+++ MATERIAL FOR THE TASK

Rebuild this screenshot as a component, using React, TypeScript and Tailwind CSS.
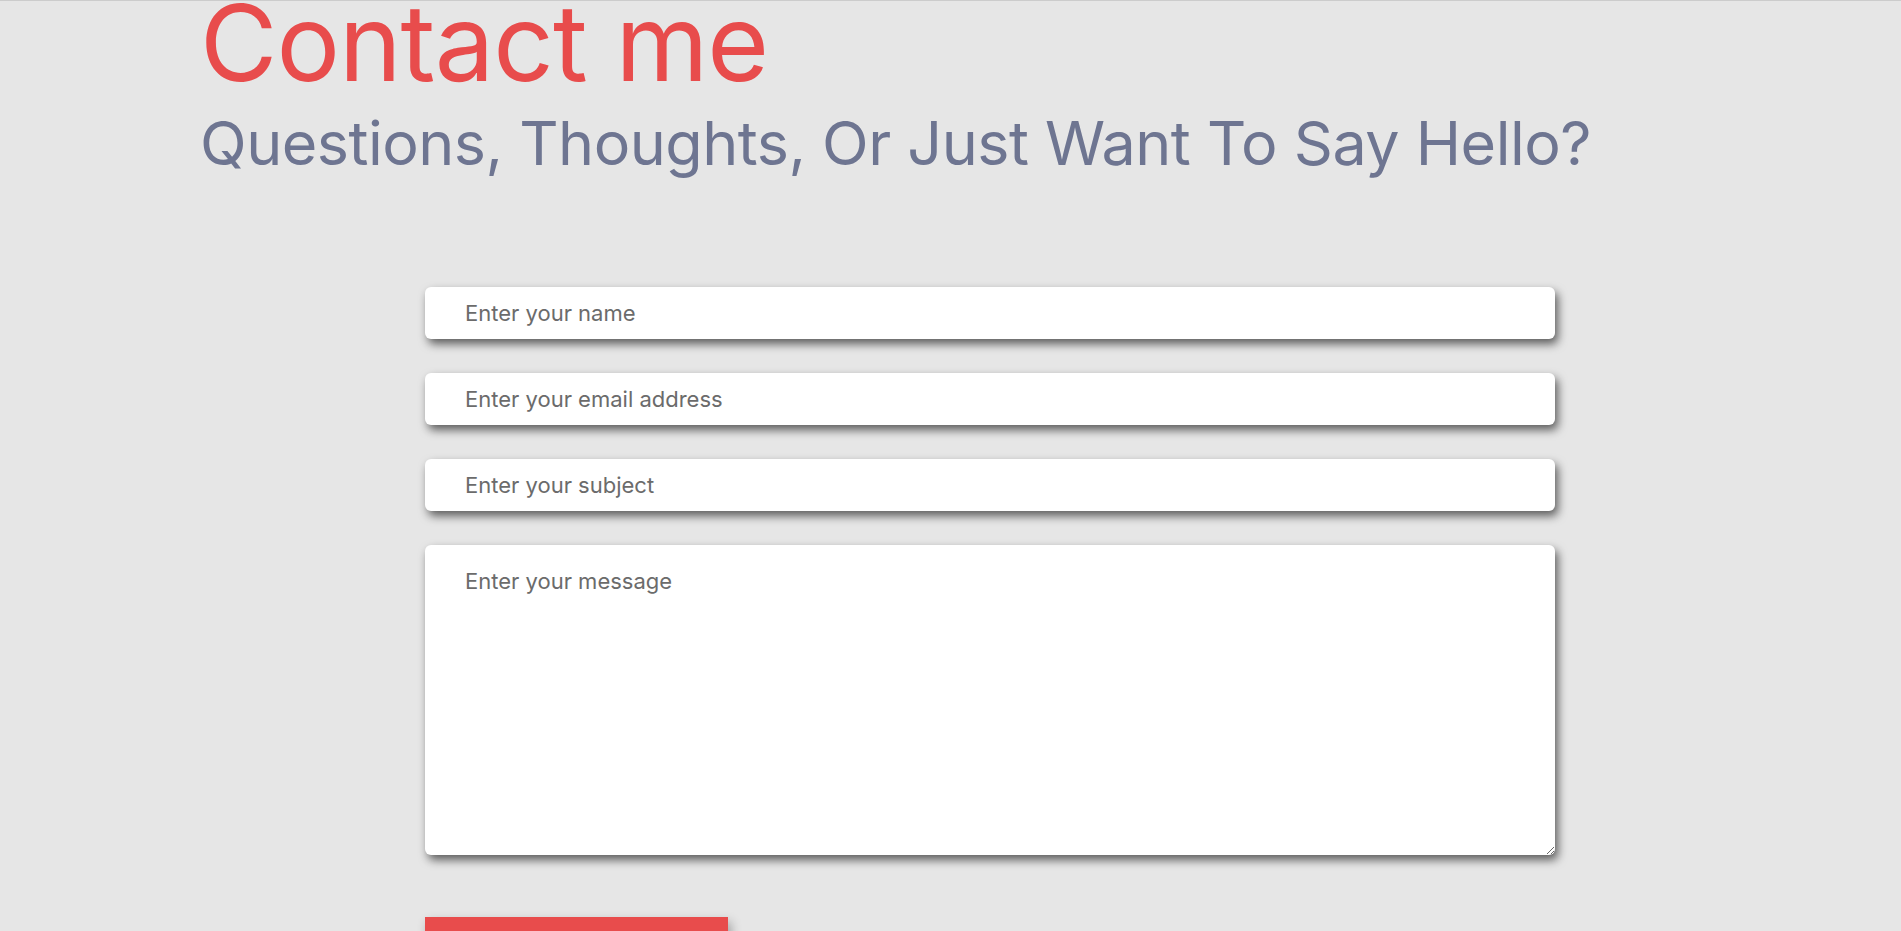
import React from "react";

export default function App() {
  const inputCls =
    "block w-[1130px] h-[52px] bg-white rounded-[6px] pl-[40px] pr-4 text-[22px] text-[#333] placeholder:text-[#6b6b6b] outline-none shadow-[3px_5px_10px_rgba(0,0,0,0.6)]";
  return (
    <div
      className="min-h-[931px] bg-[#e6e6e6] border-t border-[#cccccc] overflow-hidden"
      style={{ fontFamily: "Inter, 'Noto Sans', sans-serif" }}
    >
      <div className="pl-[200px]">
        <h1 className="text-[106px] leading-[84px] text-[#e84c4c] font-normal tracking-[-1px]">
          Contact me
        </h1>
        <h2 className="text-[61px] leading-[70px] text-[#6e7591] font-normal mt-[23px] tracking-[-0.5px]">
          Questions, Thoughts, Or Just Want To Say Hello?
        </h2>
      </div>
      <form className="pl-[425px] pt-[109px] flex flex-col gap-[34px]">
        <input className={inputCls} placeholder="Enter your name" />
        <input className={inputCls} placeholder="Enter your email address" />
        <input className={inputCls} placeholder="Enter your subject" />
        <textarea
          className="block w-[1130px] h-[310px] bg-white rounded-[6px] pl-[40px] pr-4 pt-[20px] text-[22px] text-[#333] placeholder:text-[#6b6b6b] outline-none shadow-[3px_5px_10px_rgba(0,0,0,0.6)]"
          placeholder="Enter your message"
        />
        <button
          type="button"
          className="w-[303px] h-[56px] bg-[#e84c4c] mt-[28px] text-white text-[22px] shadow-[3px_5px_10px_rgba(0,0,0,0.3)]"
        >
          Send
        </button>
      </form>
    </div>
  );
}
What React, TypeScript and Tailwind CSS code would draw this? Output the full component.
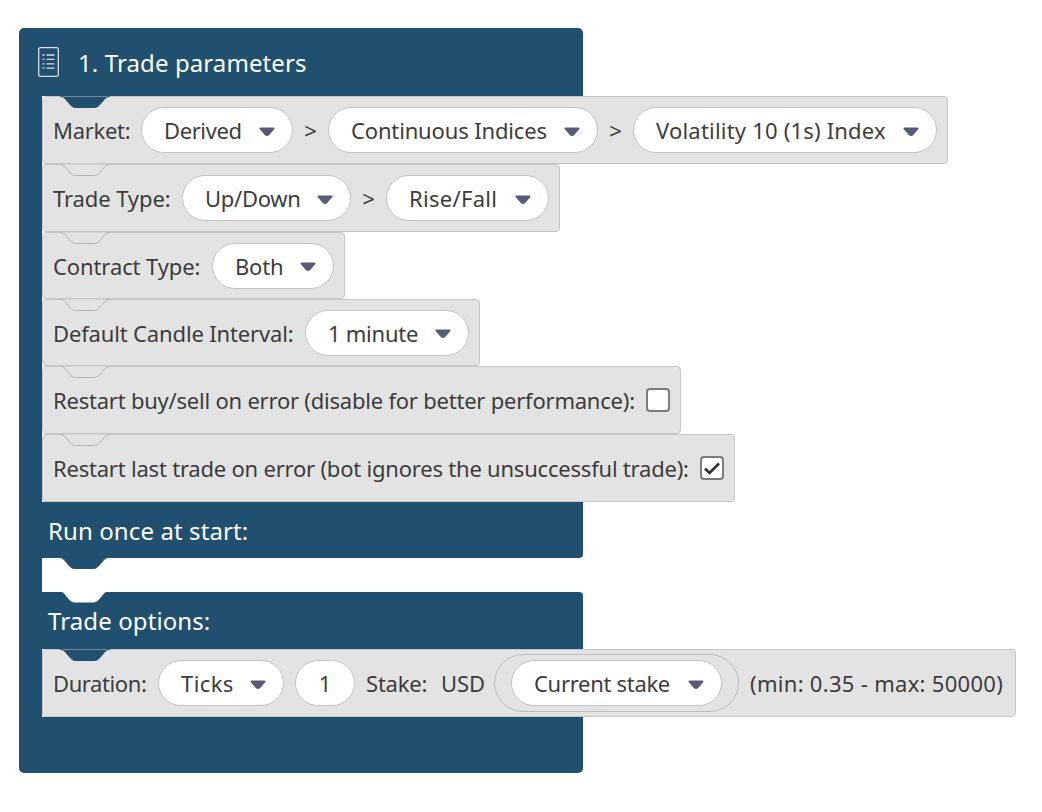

++++++

**TASK PROMPT**
Omit the pictures, then repeat exactly each line from the beginning of the listing through the line with "import React from".

**RESULT**
Rebuild this screenshot as a component, using React, TypeScript and Tailwind CSS.
import React from "react";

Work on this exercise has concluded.